Nalan Bıçakcı doğma büyüme İzmir Karşıyakalı. 18 Mart Üniversitesi Çan Meslek Yüksekokulu Seramik Bölümü mezunu. Çocukluğundan itibaren el işlerine çok düşkünmüş. İstediği bölümden de mezun olunca bir anlamda hayatının mesleğini kazanmış olmuş. Stajını dünyaca ünlü seramik sanatçılarımızdan M. Tüzüm Kızılcan’ın atölyesinde yapmış. Sonra burada uzun yıllar çalışmış. Birçok ünlü markanın tasarımlarına imza atmış. O yıllar için, “İkinci üniversitem. Dekordaki başarımı ve iş disiplinimi Tüzün Hocam’a borçluyum” diyor.
ESKİYE HAYAT KATIYOR
Buradan atölyenin tadilata girdiği dönemde ayrılmış. 3 yıl Alaçatı’da dekorasyonla ilgili bir yerde sanat danışmanı ve satış elemanı olarak çalışmış. Ahşap boyama ve seramik çalışmaları yapmış. Ardından Ayvalık’ta Anadolu’dan topladığı eski köy objelerini mobilya olarak tasarlayan, eski ağaçları yeni mobilyalara dönüştüren Anadolu Antik’te sanat danışmanı ve halkla ilişkiler görevlerini yürütmüş. (Günümüzde de firmanın sanat çalışmalarını ‘İzida Sanat’ adlı atölyesinde yapmayı sürdürüyor.)

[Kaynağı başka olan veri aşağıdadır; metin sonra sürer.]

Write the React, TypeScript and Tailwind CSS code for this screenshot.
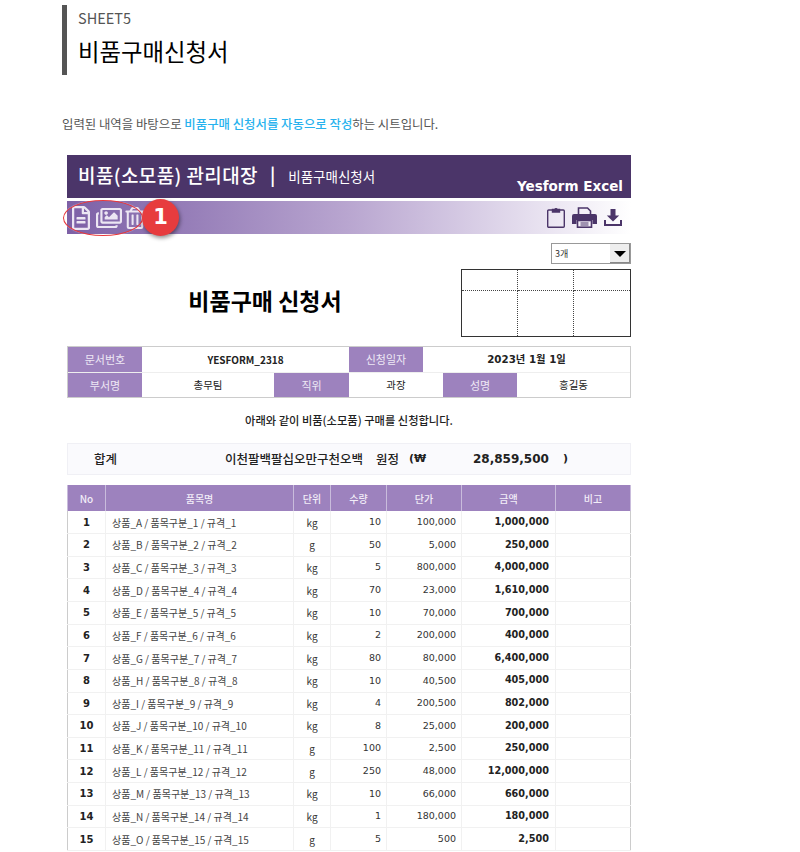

Seramik mezunu olmasına rağmen ahşap boyama da yapıyor. Eski köy eşyalarını yeniden kullanılır hale getirmeyi, onlara ruh vermeyi çok seviyor. Sandık kapaklarına, hamur tezgahlarına, çamaşır yıkama ahşaplarına, süt güğümlerine, tahıl ölçeklerine, un eleklerine, suluklarna, kapılara ve taburelere boyamalar gerçekleştiriyor. Eski köy pinyeti dediğimiz, fırına hamur taşınan el oyma ahşaplarına seramik işliyor. Doğal ahşap, metal ve taşla seramiği birleştirip yeni tasarımlar yapmaktan, bunları iplerle boncuklarla süslemekten de büyük keyif alıyor. Ürünlerinin tamamını elde şekillendiriyor, asla kalıp kullanmıyor.
ONDA YERİ BAMBAŞKA
Nalan Hanım aynı zamanda zeytin çizmeyi, seramikten zeytin figürleri yapmayı da çok seviyor. “Neden zeytin?” sorusuna, “Çünkü zeytin dünyada bilinen ilk ağaç. Refahın, bolluğun, bereketin, barışın, adaletin, yeniden doğuşun ve gururun simgesi. Tufandan sonra Nuh Peygamber’in gemiden uçurduğu güvercin ağzında zeytin dalıyla dönmüş. Doğadaki zeytin ağaçlarına hayranım. Onları sürekli gözlemlerim. Dokunmayı ve etrafında bulunmayı çok severim. Zeytinyağı tüketir, şifa niyetine çoğu yerde de kullanırım. Ülkemizde zeytin ağacının itibarını kaybetmesinden sonra çabam arttı. Daha çok zeytin içerikli çalışmalar yapmaya başladım” yanıtını veriyor.
ADI MISIR TANRIÇASINDAN
“Bana ‘İzida’ diye de hitap edenler çoktur. Zira, en büyük hayalim bir gün ‘İzida Sanat’ adında küçücük de olsa bir atölyeye kavuşmaktı, sonunda gerçekleşti. Şimdi çalışmalarıma burada devam ediyorum” diyen Nalan Bıçakcı, ekliyor: “Bana İzida’nın anlamını çok soran oluyor. Kısaca anlatmam gerekirse… Eski Mısır tarihine oldum olası ilgim var. Bu medeniyeti araştırırken tanrıçaları ilgimi çekmişti. İsmi çok hoştu ve doğanın doğurganlığını temsil ediyordu. Üremek, üretmek gibi… İzida yani İsis, Mısır tarihi boyunca en önem verilen tanrıça. Kardeşi Osiris’le evli ve Güneş Tanrısı Horus’un annesi. Ve Mısırlılara zeytin yetiştirmeyi ve ürünlerinden faydalanmayı öğreten kişi. Bu beni çok etkiledi. İşte bu yüzden atölyeme İzida Sanat adını verdim. Amacım daha güzeline doğru sürekli çalışmak. Tabii başta zeytin olması kaydıyla! Şunu bilir ve savunurum. Her şeyin başı sevgi. İşini, doğayı, insanları, hayvanları sevmek. Ama illa ki sevmek. Başarımın sırrı sanırım burada gizli.”